Delta outbreak in China’s Fujian puts more than 50 children in hospital isolation
- CDC says the outbreak might have started with a man infected during centralised quarantine rather than someone bringing it into the country
- There are now clusters in three of the province’s coastal cities with movements restricted and mass testing continuing

The outbreak could have started with a man infected during centralised quarantine, rather than an imported case as was previously assumed, according to an official from the Chinese Centre for Disease Control and Prevention.
Officials originally thought the man, who returned from Singapore in August, was infected from abroad – even though he went through a lengthy quarantine period and tested negative multiple times.
Wang Huaqing, chief immunisation expert at the CDC, said the new conclusion was reached after conducting epidemiological investigations, lab tests and genome sequencing.
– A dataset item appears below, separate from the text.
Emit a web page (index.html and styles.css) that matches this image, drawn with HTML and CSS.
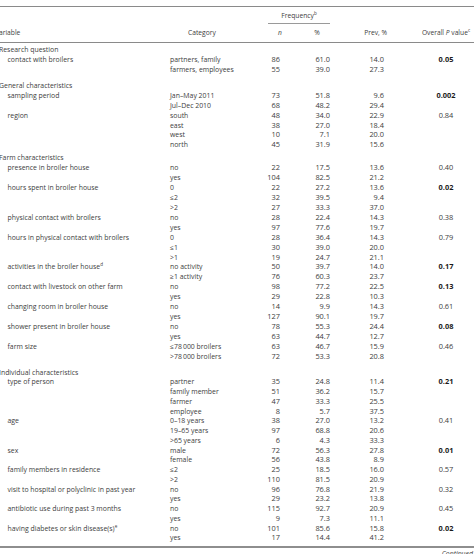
FILE: index.html
```html
<!DOCTYPE html>
<html lang="en">
<head>
<meta charset="utf-8">
<title>Table</title>
<link rel="stylesheet" href="styles.css">
</head>
<body>
<div class="page">
<table class="data">
<colgroup>
<col class="c-var"><col class="c-cat"><col class="c-n"><col class="c-pct"><col class="c-prev"><col class="c-p">
</colgroup>
<thead>
<tr class="h1"><th></th><th></th><th colspan="2" class="freq"><span class="freq-label">Frequency<sup>b</sup></span></th><th></th><th></th></tr>
<tr class="h2"><th class="var var-head">Variable</th><th class="cat cat-head">Category</th><th class="n n-head"><i>n</i></th><th class="pct pct-head">%</th><th class="prev prev-head">Prev, %</th><th class="p">Overall <i>P</i> value<sup>c</sup></th></tr>
</thead>
<tbody class="sec sec-a">
<tr class="sec-head"><td colspan="6">Research question</td></tr>
<tr><td class="var">contact with broilers</td><td class="cat">partners, family</td><td class="n">86</td><td class="pct">61.0</td><td class="prev">14.0</td><td class="p"><b>0.05</b></td></tr>
<tr><td class="var"></td><td class="cat">farmers, employees</td><td class="n">55</td><td class="pct">39.0</td><td class="prev">27.3</td><td class="p"></td></tr>
</tbody>
<tbody class="sec sec-b">
<tr class="sec-head"><td colspan="6">General characteristics</td></tr>
<tr><td class="var">sampling period</td><td class="cat">Jan–May 2011</td><td class="n">73</td><td class="pct">51.8</td><td class="prev">9.6</td><td class="p"><b>0.002</b></td></tr>
<tr><td class="var"></td><td class="cat">Jul–Dec 2010</td><td class="n">68</td><td class="pct">48.2</td><td class="prev">29.4</td><td class="p"></td></tr>
<tr><td class="var">region</td><td class="cat">south</td><td class="n">48</td><td class="pct">34.0</td><td class="prev">22.9</td><td class="p">0.84</td></tr>
<tr><td class="var"></td><td class="cat">east</td><td class="n">38</td><td class="pct">27.0</td><td class="prev">18.4</td><td class="p"></td></tr>
<tr><td class="var"></td><td class="cat">west</td><td class="n">10</td><td class="pct">7.1</td><td class="prev">20.0</td><td class="p"></td></tr>
<tr><td class="var"></td><td class="cat">north</td><td class="n">45</td><td class="pct">31.9</td><td class="prev">15.6</td><td class="p"></td></tr>
</tbody>
<tbody class="sec sec-c">
<tr class="sec-head"><td colspan="6">Farm characteristics</td></tr>
<tr><td class="var">presence in broiler house</td><td class="cat">no</td><td class="n">22</td><td class="pct">17.5</td><td class="prev">13.6</td><td class="p">0.40</td></tr>
<tr><td class="var"></td><td class="cat">yes</td><td class="n">104</td><td class="pct">82.5</td><td class="prev">21.2</td><td class="p"></td></tr>
<tr><td class="var">hours spent in broiler house</td><td class="cat">0</td><td class="n">22</td><td class="pct">27.2</td><td class="prev">13.6</td><td class="p"><b>0.02</b></td></tr>
<tr><td class="var"></td><td class="cat">≤2</td><td class="n">32</td><td class="pct">39.5</td><td class="prev">9.4</td><td class="p"></td></tr>
<tr><td class="var"></td><td class="cat">&gt;2</td><td class="n">27</td><td class="pct">33.3</td><td class="prev">37.0</td><td class="p"></td></tr>
<tr><td class="var">physical contact with broilers</td><td class="cat">no</td><td class="n">28</td><td class="pct">22.4</td><td class="prev">14.3</td><td class="p">0.38</td></tr>
<tr><td class="var"></td><td class="cat">yes</td><td class="n">97</td><td class="pct">77.6</td><td class="prev">19.7</td><td class="p"></td></tr>
<tr><td class="var">hours in physical contact with broilers</td><td class="cat">0</td><td class="n">28</td><td class="pct">36.4</td><td class="prev">14.3</td><td class="p">0.79</td></tr>
<tr><td class="var"></td><td class="cat">≤1</td><td class="n">30</td><td class="pct">39.0</td><td class="prev">20.0</td><td class="p"></td></tr>
<tr><td class="var"></td><td class="cat">&gt;1</td><td class="n">19</td><td class="pct">24.7</td><td class="prev">21.1</td><td class="p"></td></tr>
<tr><td class="var">activities in the broiler house<sup>d</sup></td><td class="cat">no activity</td><td class="n">50</td><td class="pct">39.7</td><td class="prev">14.0</td><td class="p"><b>0.17</b></td></tr>
<tr><td class="var"></td><td class="cat">≥1 activity</td><td class="n">76</td><td class="pct">60.3</td><td class="prev">23.7</td><td class="p"></td></tr>
<tr><td class="var">contact with livestock on other farm</td><td class="cat">no</td><td class="n">98</td><td class="pct">77.2</td><td class="prev">22.5</td><td class="p"><b>0.13</b></td></tr>
<tr><td class="var"></td><td class="cat">yes</td><td class="n">29</td><td class="pct">22.8</td><td class="prev">10.3</td><td class="p"></td></tr>
<tr><td class="var">changing room in broiler house</td><td class="cat">no</td><td class="n">14</td><td class="pct">9.9</td><td class="prev">14.3</td><td class="p">0.61</td></tr>
<tr><td class="var"></td><td class="cat">yes</td><td class="n">127</td><td class="pct">90.1</td><td class="prev">19.7</td><td class="p"></td></tr>
<tr><td class="var">shower present in broiler house</td><td class="cat">no</td><td class="n">78</td><td class="pct">55.3</td><td class="prev">24.4</td><td class="p"><b>0.08</b></td></tr>
<tr><td class="var"></td><td class="cat">yes</td><td class="n">63</td><td class="pct">44.7</td><td class="prev">12.7</td><td class="p"></td></tr>
<tr><td class="var">farm size</td><td class="cat">≤78&#8201;000 broilers</td><td class="n">63</td><td class="pct">46.7</td><td class="prev">15.9</td><td class="p">0.46</td></tr>
<tr><td class="var"></td><td class="cat">&gt;78&#8201;000 broilers</td><td class="n">72</td><td class="pct">53.3</td><td class="prev">20.8</td><td class="p"></td></tr>
</tbody>
<tbody class="sec sec-d">
<tr class="sec-head"><td colspan="6">Individual characteristics</td></tr>
<tr><td class="var">type of person</td><td class="cat">partner</td><td class="n">35</td><td class="pct">24.8</td><td class="prev">11.4</td><td class="p"><b>0.21</b></td></tr>
<tr><td class="var"></td><td class="cat">family member</td><td class="n">51</td><td class="pct">36.2</td><td class="prev">15.7</td><td class="p"></td></tr>
<tr><td class="var"></td><td class="cat">farmer</td><td class="n">47</td><td class="pct">33.3</td><td class="prev">25.5</td><td class="p"></td></tr>
<tr><td class="var"></td><td class="cat">employee</td><td class="n">8</td><td class="pct">5.7</td><td class="prev">37.5</td><td class="p"></td></tr>
<tr><td class="var">age</td><td class="cat">0–18 years</td><td class="n">38</td><td class="pct">27.0</td><td class="prev">13.2</td><td class="p">0.41</td></tr>
<tr><td class="var"></td><td class="cat">19–65 years</td><td class="n">97</td><td class="pct">68.8</td><td class="prev">20.6</td><td class="p"></td></tr>
<tr><td class="var"></td><td class="cat">&gt;65 years</td><td class="n">6</td><td class="pct">4.3</td><td class="prev">33.3</td><td class="p"></td></tr>
<tr><td class="var">sex</td><td class="cat">male</td><td class="n">72</td><td class="pct">56.3</td><td class="prev">27.8</td><td class="p"><b>0.01</b></td></tr>
<tr><td class="var"></td><td class="cat">female</td><td class="n">56</td><td class="pct">43.8</td><td class="prev">8.9</td><td class="p"></td></tr>
<tr><td class="var">family members in residence</td><td class="cat">≤2</td><td class="n">25</td><td class="pct">18.5</td><td class="prev">16.0</td><td class="p">0.57</td></tr>
<tr><td class="var"></td><td class="cat">&gt;2</td><td class="n">110</td><td class="pct">81.5</td><td class="prev">20.9</td><td class="p"></td></tr>
<tr><td class="var">visit to hospital or polyclinic in past year</td><td class="cat">no</td><td class="n">96</td><td class="pct">76.8</td><td class="prev">21.9</td><td class="p">0.32</td></tr>
<tr><td class="var"></td><td class="cat">yes</td><td class="n">29</td><td class="pct">23.2</td><td class="prev">13.8</td><td class="p"></td></tr>
<tr><td class="var">antibiotic use during past 3 months</td><td class="cat">no</td><td class="n">115</td><td class="pct">92.7</td><td class="prev">20.9</td><td class="p">0.45</td></tr>
<tr><td class="var"></td><td class="cat">yes</td><td class="n">9</td><td class="pct">7.3</td><td class="prev">11.1</td><td class="p"></td></tr>
<tr><td class="var">having diabetes or skin disease(s)<sup>e</sup></td><td class="cat">no</td><td class="n">101</td><td class="pct">85.6</td><td class="prev">15.8</td><td class="p"><b>0.02</b></td></tr>
<tr class="last"><td class="var"></td><td class="cat">yes</td><td class="n">17</td><td class="pct">14.4</td><td class="prev">41.2</td><td class="p"></td></tr>
</tbody>
</table>
<div class="continued">Continued</div>
</div>
</body>
</html>
```

FILE: styles.css
```css
html, body {
  margin: 0;
  padding: 0;
  background: #ffffff;
}

.page {
  width: 474px;
  height: 554px;
  overflow: hidden;
  padding-top: 6px;
  box-sizing: border-box;
  font-family: "Open Sans", "Liberation Sans", sans-serif;
  font-size: 6.9px;
  color: #3c3c3c;
}

.data {
  width: 478px;
  margin-left: -2px;
  table-layout: fixed;
  border-collapse: separate;
  border-spacing: 0;
}

.c-var { width: 172px; }
.c-cat { width: 92px; }
.c-n { width: 36px; }
.c-pct { width: 38px; }
.c-prev { width: 80px; }
.c-p { width: 60px; }

.data th,
.data td {
  padding: 0;
  line-height: 9.9px;
  font-weight: normal;
  white-space: nowrap;
  vertical-align: top;
}

.data th {
  font-size: 6.7px;
}

.data sup {
  font-size: 4.6px;
  line-height: 0;
  vertical-align: 2.8px;
}

/* header */
.h1 th {
  border-top: 1px solid #8a8a8a;
  padding-top: 4px;
  padding-bottom: 4.1px;
}

.freq-label {
  display: block;
  margin: 0 6px;
  padding-bottom: 2px;
  border-bottom: 1px solid #9a9a9a;
  text-align: center;
}

.h2 th {
  padding-bottom: 4px;
  border-bottom: 1px solid #8a8a8a;
}

.var-head {
  text-align: left;
  text-indent: -3px;
}

.cat-head {
  text-align: left;
  padding-left: 18px !important;
}

.n-head { text-align: center; }
.pct-head { text-align: center; }
.prev-head {
  text-align: right;
  padding-right: 29px !important;
}

/* body cells */
td.var {
  padding-left: 9.5px;
  text-align: left;
}

td.cat {
  padding-left: 0;
  text-align: left;
}

td.n,
td.pct,
td.prev,
td.p {
  font-size: 7.4px;
}

td.n {
  text-align: right;
  padding-right: 18px;
}

td.pct {
  text-align: right;
  padding-right: 6px;
}

td.prev {
  text-align: right;
  padding-right: 32px;
}

.data .p {
  text-align: center;
}

.data .p b {
  font-weight: 700;
  color: #1a1a1a;
}

.sec-head td {
  padding-left: 1px;
  text-align: left;
}

.sec-a .sec-head td { padding-top: 2px; }
.sec-b .sec-head td { padding-top: 6.3px; }
.sec-c .sec-head td { padding-top: 3.2px; }
.sec-d .sec-head td { padding-top: 6.2px; }

.sec-d td { line-height: 9.75px; }

.last td {
  padding-bottom: 3px;
  border-bottom: 2px solid #8e8e8e;
}

.continued {
  margin-top: 0.5px;
  text-align: right;
  padding-right: 1px;
  font-style: italic;
  line-height: 9.9px;
}
```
The latest cases were spread across three coastal cities which have been the focal points of the outbreak, with 38 in Putian, eight in Xiamen, and two in Quanzhou, health authorities said on Thursday morning. They bring the total infections to 2o4, including asymptomatic cases, in a week since the outbreak was detected. There was a slight decrease from the previous two days, when 50 or more new cases were added.
China also reported one local case in its southwestern Yunnan province, although the source of the infection was not immediately clear. There have been no deaths reported.